* Start SOURCE DATA *
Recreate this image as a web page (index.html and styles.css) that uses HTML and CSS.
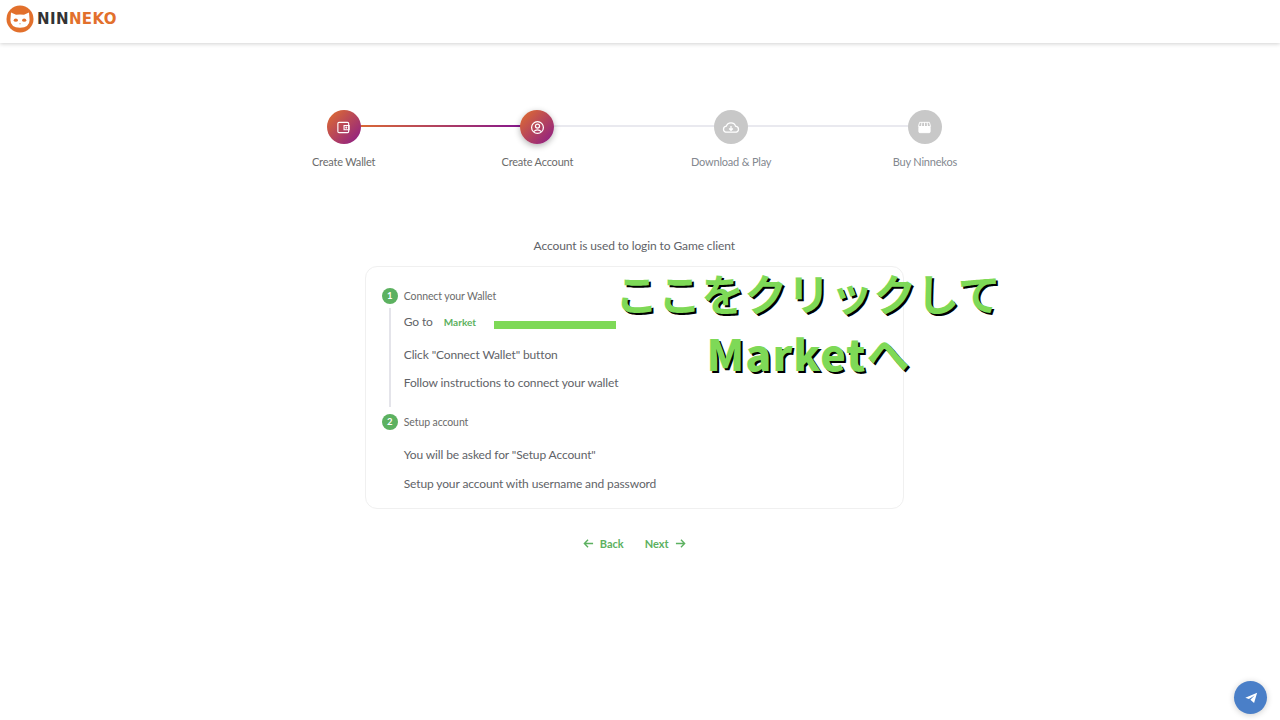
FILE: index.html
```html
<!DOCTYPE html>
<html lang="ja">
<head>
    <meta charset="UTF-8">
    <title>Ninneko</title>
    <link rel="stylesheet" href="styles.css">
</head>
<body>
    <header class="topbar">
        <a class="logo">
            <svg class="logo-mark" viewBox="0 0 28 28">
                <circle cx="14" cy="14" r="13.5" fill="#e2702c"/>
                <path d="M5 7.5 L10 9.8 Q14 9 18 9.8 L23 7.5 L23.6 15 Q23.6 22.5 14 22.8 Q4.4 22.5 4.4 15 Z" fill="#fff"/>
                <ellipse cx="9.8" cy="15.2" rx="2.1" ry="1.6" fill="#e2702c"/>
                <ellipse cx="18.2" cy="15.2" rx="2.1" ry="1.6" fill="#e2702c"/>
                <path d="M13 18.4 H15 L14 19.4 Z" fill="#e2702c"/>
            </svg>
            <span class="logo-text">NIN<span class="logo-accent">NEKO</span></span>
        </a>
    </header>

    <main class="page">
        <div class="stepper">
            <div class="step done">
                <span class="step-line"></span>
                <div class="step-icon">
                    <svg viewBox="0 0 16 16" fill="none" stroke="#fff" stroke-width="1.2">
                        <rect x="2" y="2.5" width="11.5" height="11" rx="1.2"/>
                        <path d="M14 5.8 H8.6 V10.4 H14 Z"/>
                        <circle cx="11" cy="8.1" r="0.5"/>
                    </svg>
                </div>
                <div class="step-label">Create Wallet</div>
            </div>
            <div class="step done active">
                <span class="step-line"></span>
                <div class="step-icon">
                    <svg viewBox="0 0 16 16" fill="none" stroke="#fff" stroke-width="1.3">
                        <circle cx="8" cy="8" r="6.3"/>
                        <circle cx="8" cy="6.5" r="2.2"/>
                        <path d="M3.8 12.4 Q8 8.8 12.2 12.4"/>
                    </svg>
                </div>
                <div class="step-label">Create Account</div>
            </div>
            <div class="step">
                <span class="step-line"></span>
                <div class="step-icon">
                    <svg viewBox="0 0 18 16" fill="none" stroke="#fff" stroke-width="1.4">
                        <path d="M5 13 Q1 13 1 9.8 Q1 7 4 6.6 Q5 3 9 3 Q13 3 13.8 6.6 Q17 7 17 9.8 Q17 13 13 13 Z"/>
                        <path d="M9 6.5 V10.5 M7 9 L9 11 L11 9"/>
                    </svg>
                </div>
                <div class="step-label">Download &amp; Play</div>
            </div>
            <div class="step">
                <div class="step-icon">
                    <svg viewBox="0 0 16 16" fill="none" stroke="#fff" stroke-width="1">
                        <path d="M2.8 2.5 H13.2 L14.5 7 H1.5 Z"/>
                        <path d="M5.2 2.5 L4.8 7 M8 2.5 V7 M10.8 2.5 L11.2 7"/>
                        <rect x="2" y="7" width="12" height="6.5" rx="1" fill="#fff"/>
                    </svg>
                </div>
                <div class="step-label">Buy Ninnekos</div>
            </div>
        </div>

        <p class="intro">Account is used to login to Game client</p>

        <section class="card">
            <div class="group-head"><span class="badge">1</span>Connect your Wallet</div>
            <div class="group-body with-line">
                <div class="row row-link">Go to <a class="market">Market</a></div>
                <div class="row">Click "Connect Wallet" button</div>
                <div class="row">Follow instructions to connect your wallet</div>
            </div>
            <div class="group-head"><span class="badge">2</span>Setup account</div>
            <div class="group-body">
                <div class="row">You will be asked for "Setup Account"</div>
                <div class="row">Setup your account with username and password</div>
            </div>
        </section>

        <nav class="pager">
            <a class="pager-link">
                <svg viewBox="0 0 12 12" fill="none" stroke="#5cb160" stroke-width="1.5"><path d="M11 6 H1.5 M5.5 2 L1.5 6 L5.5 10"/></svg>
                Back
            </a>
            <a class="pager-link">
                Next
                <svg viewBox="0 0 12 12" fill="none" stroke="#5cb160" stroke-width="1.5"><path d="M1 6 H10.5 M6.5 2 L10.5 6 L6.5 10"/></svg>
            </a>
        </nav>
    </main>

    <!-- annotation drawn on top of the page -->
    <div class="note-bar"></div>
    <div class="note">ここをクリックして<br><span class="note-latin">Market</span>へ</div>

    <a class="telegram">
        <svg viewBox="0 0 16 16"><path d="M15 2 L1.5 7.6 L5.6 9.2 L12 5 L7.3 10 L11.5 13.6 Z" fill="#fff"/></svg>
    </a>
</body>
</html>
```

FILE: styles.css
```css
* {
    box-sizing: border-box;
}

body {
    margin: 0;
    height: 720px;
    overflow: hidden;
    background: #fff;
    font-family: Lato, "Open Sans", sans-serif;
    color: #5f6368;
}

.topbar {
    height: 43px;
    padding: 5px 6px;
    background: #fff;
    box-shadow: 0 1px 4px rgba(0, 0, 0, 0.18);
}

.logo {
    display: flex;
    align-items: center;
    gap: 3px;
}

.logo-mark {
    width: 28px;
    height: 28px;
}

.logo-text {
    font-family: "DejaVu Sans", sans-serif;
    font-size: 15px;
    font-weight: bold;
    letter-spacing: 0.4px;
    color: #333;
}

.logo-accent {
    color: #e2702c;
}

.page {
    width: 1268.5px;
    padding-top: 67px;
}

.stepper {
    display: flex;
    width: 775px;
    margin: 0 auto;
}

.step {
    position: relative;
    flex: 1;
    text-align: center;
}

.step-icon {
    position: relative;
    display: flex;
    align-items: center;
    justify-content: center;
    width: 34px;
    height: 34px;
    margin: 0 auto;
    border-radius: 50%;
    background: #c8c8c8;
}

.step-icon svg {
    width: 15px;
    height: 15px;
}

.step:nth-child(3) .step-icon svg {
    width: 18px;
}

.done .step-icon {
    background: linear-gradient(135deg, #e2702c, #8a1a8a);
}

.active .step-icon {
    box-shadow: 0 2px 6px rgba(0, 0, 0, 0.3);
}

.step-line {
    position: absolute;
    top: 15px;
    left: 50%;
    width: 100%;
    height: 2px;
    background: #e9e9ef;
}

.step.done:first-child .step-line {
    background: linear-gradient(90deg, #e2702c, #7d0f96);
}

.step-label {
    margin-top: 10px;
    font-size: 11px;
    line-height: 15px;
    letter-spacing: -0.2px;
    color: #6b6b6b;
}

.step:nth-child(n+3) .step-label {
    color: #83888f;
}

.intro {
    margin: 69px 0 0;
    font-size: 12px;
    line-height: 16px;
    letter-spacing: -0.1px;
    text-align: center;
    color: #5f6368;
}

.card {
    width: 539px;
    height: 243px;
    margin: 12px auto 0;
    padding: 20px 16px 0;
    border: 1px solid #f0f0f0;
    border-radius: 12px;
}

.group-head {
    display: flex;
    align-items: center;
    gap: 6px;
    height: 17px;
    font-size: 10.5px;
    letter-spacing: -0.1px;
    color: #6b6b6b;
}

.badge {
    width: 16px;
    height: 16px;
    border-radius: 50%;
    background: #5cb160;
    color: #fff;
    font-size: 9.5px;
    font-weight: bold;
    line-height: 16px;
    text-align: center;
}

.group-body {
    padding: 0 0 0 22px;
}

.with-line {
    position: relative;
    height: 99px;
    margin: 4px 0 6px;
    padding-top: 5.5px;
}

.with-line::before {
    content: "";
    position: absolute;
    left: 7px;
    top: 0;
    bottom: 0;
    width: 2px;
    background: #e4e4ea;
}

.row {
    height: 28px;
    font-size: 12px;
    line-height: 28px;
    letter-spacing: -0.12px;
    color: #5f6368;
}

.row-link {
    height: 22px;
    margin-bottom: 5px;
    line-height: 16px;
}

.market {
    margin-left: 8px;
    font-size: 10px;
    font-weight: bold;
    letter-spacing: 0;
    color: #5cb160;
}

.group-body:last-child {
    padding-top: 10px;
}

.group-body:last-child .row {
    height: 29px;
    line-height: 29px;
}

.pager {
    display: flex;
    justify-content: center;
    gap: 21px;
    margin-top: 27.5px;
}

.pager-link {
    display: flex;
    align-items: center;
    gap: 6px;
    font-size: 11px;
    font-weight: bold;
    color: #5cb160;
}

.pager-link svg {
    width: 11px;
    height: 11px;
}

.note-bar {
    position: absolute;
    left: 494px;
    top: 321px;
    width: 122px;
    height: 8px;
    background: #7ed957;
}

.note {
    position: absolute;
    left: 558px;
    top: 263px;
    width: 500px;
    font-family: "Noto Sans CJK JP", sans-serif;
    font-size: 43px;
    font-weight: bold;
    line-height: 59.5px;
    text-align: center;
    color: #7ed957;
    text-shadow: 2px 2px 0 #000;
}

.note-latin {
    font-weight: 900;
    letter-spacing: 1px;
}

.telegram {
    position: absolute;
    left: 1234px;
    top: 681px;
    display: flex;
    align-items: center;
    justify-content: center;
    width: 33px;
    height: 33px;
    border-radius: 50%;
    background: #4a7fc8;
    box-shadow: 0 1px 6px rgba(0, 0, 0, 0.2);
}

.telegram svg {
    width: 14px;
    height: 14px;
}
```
* End SOURCE DATA *
* Start SOURCE DATA *
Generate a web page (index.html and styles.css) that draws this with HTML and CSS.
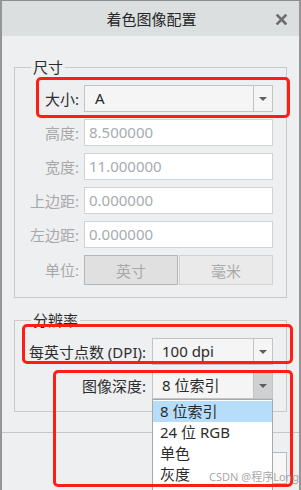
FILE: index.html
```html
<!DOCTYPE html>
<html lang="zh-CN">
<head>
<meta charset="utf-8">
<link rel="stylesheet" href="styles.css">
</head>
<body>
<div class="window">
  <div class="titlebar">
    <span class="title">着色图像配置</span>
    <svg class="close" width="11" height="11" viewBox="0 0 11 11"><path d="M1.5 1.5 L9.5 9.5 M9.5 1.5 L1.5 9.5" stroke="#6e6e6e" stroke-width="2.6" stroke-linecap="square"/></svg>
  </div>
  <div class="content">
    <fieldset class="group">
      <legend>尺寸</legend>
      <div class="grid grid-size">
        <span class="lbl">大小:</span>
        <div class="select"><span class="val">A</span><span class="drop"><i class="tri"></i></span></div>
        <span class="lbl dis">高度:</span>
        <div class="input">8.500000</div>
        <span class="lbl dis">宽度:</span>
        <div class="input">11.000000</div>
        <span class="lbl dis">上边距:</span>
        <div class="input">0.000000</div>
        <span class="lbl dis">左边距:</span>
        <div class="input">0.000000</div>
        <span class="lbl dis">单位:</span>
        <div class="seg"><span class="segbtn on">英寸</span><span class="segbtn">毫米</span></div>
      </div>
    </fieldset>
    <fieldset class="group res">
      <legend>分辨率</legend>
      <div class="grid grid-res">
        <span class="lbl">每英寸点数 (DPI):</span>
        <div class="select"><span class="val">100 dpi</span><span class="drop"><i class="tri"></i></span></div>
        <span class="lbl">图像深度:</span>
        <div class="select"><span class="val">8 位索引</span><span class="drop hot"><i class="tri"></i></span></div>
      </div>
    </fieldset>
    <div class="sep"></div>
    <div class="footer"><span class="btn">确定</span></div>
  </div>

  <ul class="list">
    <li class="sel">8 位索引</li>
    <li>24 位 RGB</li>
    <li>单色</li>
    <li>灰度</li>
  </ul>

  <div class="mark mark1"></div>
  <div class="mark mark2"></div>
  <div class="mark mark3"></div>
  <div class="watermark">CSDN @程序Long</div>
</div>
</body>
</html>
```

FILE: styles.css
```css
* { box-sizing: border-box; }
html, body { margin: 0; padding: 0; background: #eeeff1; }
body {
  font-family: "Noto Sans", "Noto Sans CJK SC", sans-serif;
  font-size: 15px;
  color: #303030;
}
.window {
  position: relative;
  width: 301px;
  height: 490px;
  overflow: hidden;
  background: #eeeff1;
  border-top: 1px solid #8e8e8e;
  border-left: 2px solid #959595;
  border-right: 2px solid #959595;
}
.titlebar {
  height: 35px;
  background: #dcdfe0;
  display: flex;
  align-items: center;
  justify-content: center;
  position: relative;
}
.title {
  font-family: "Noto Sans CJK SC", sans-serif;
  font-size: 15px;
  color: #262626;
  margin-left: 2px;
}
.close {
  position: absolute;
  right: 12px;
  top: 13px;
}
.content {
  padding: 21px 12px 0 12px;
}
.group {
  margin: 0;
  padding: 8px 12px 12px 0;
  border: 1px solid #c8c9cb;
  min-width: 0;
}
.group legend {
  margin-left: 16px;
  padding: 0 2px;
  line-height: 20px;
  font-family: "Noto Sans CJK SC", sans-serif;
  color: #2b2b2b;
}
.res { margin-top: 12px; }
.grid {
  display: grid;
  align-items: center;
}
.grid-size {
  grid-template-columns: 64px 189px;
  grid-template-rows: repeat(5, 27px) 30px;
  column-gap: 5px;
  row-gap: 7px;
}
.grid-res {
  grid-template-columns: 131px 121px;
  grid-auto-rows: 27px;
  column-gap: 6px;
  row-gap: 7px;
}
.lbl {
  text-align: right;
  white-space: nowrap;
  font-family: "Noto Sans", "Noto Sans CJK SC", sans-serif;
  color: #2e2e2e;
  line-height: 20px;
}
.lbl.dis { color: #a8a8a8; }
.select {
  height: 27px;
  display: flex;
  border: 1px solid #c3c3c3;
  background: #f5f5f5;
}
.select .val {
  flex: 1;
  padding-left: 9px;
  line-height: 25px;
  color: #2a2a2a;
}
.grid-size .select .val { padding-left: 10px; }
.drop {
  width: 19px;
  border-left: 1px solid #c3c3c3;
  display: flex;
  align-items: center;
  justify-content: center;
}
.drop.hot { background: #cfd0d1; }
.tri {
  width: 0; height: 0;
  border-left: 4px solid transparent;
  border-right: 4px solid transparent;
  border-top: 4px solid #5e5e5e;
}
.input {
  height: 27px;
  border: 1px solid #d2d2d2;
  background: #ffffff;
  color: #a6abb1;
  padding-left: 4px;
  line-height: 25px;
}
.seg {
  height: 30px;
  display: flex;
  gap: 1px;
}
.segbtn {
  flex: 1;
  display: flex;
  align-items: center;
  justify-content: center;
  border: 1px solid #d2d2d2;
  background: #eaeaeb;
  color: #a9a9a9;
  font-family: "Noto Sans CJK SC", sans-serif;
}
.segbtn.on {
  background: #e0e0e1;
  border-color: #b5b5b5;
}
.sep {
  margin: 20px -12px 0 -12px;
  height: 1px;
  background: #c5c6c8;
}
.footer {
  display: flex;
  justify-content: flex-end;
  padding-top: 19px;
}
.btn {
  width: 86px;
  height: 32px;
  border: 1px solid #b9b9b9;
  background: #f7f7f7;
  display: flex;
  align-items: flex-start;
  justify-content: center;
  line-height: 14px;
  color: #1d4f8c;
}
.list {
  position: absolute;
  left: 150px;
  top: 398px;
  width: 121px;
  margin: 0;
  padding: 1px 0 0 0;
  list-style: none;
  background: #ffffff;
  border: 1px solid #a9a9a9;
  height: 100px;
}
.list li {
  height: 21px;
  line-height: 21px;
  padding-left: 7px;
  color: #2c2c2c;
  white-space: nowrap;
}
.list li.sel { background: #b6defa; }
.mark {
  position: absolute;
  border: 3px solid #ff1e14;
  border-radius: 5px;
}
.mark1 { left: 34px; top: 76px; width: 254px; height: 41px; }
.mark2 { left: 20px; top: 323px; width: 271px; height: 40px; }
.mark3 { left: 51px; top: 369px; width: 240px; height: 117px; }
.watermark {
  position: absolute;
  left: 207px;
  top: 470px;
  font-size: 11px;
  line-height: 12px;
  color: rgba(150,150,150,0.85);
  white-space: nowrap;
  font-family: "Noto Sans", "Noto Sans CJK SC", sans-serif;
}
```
* End SOURCE DATA *
* Start SOURCE DATA *
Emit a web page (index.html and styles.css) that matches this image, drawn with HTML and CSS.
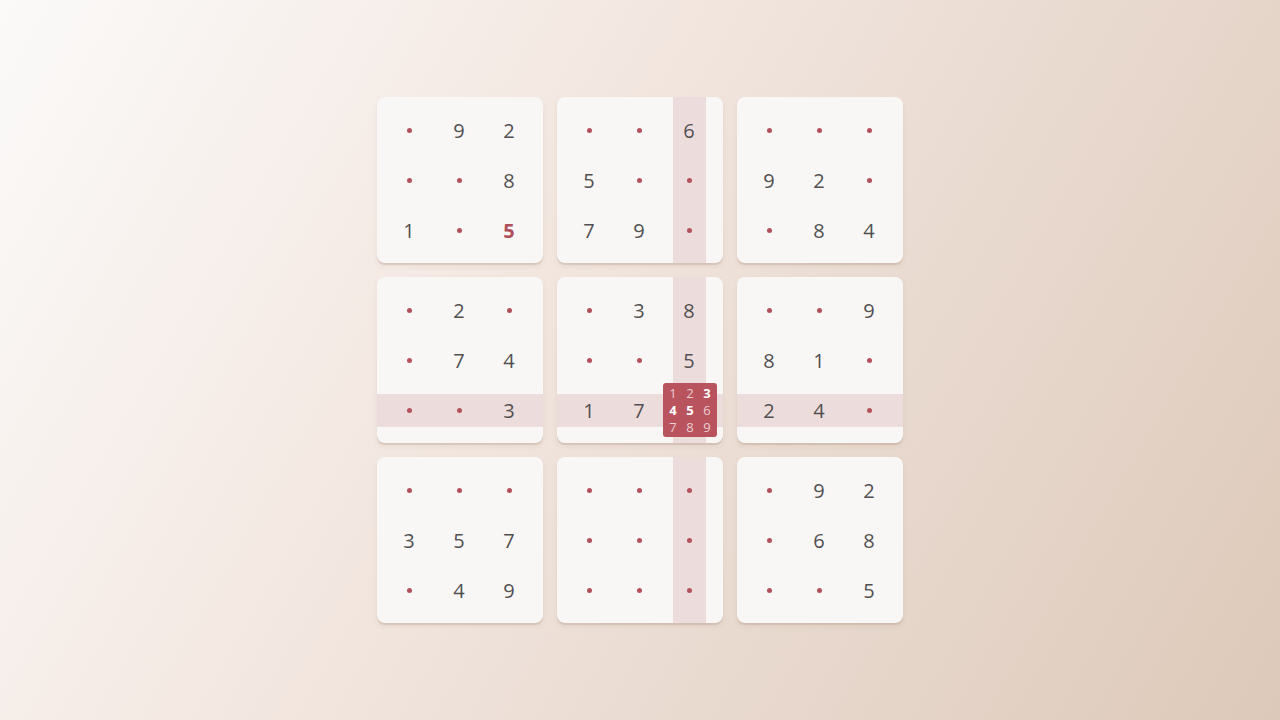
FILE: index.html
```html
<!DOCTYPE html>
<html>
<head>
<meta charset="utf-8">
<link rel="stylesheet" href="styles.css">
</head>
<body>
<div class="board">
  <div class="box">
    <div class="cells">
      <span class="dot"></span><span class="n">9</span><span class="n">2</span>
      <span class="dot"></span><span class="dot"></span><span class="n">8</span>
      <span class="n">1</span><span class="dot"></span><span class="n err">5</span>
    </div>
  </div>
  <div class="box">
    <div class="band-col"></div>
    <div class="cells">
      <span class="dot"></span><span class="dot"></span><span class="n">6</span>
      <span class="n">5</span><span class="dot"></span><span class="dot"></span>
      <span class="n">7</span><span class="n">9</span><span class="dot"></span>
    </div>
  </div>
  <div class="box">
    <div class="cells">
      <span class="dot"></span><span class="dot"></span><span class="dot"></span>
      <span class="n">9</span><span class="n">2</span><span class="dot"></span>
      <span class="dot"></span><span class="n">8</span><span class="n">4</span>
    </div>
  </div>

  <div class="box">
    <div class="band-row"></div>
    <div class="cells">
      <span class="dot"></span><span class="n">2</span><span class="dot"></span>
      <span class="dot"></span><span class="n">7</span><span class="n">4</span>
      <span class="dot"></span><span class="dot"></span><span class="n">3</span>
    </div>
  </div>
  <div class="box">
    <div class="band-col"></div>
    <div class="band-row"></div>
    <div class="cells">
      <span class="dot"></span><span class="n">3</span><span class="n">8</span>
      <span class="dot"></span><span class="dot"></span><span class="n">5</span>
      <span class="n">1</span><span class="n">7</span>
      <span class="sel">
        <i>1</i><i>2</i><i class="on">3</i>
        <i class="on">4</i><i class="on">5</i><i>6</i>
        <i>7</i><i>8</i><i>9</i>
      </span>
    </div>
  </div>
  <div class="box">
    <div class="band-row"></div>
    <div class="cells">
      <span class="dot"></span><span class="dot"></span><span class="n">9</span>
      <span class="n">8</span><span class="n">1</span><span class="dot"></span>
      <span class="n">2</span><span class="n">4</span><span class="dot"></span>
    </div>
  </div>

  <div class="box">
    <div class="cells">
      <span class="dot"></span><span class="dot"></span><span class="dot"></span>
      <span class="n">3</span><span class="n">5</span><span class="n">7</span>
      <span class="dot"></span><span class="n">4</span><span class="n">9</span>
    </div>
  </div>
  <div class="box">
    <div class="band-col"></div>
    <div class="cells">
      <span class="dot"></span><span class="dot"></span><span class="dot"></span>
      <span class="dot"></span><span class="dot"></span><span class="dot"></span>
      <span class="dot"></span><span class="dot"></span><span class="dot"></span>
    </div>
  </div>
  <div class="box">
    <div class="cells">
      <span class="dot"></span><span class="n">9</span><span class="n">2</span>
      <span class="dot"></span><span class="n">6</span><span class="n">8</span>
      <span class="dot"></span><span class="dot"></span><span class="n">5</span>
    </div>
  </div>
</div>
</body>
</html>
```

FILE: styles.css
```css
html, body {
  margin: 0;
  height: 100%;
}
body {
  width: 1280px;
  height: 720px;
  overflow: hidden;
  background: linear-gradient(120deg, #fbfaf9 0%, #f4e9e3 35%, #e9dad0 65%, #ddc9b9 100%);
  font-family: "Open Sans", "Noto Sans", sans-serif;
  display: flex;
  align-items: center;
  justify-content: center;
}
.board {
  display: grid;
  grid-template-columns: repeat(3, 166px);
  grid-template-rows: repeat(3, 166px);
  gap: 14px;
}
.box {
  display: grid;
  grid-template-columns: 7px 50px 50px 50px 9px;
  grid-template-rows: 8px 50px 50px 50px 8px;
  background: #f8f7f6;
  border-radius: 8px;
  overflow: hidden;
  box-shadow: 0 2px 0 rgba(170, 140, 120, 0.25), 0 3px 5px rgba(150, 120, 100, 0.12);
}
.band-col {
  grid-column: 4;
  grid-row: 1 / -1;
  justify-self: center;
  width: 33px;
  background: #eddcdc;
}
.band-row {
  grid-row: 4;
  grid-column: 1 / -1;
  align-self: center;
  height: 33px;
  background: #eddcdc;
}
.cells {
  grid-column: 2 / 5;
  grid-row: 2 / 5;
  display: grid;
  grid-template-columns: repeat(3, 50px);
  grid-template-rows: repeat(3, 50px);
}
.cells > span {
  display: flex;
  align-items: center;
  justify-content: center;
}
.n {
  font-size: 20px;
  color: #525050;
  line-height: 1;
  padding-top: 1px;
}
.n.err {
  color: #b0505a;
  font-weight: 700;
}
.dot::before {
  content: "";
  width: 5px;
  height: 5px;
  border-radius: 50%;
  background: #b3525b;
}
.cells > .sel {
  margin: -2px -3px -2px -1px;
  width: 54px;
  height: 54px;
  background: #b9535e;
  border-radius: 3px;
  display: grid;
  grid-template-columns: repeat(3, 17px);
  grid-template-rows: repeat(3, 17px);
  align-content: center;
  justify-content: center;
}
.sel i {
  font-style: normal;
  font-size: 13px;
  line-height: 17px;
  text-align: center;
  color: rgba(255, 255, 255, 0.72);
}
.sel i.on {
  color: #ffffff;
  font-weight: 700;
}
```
* End SOURCE DATA *
State the number of lines in the records that include "image", and write nothing else.

## TASK SOLUTION
2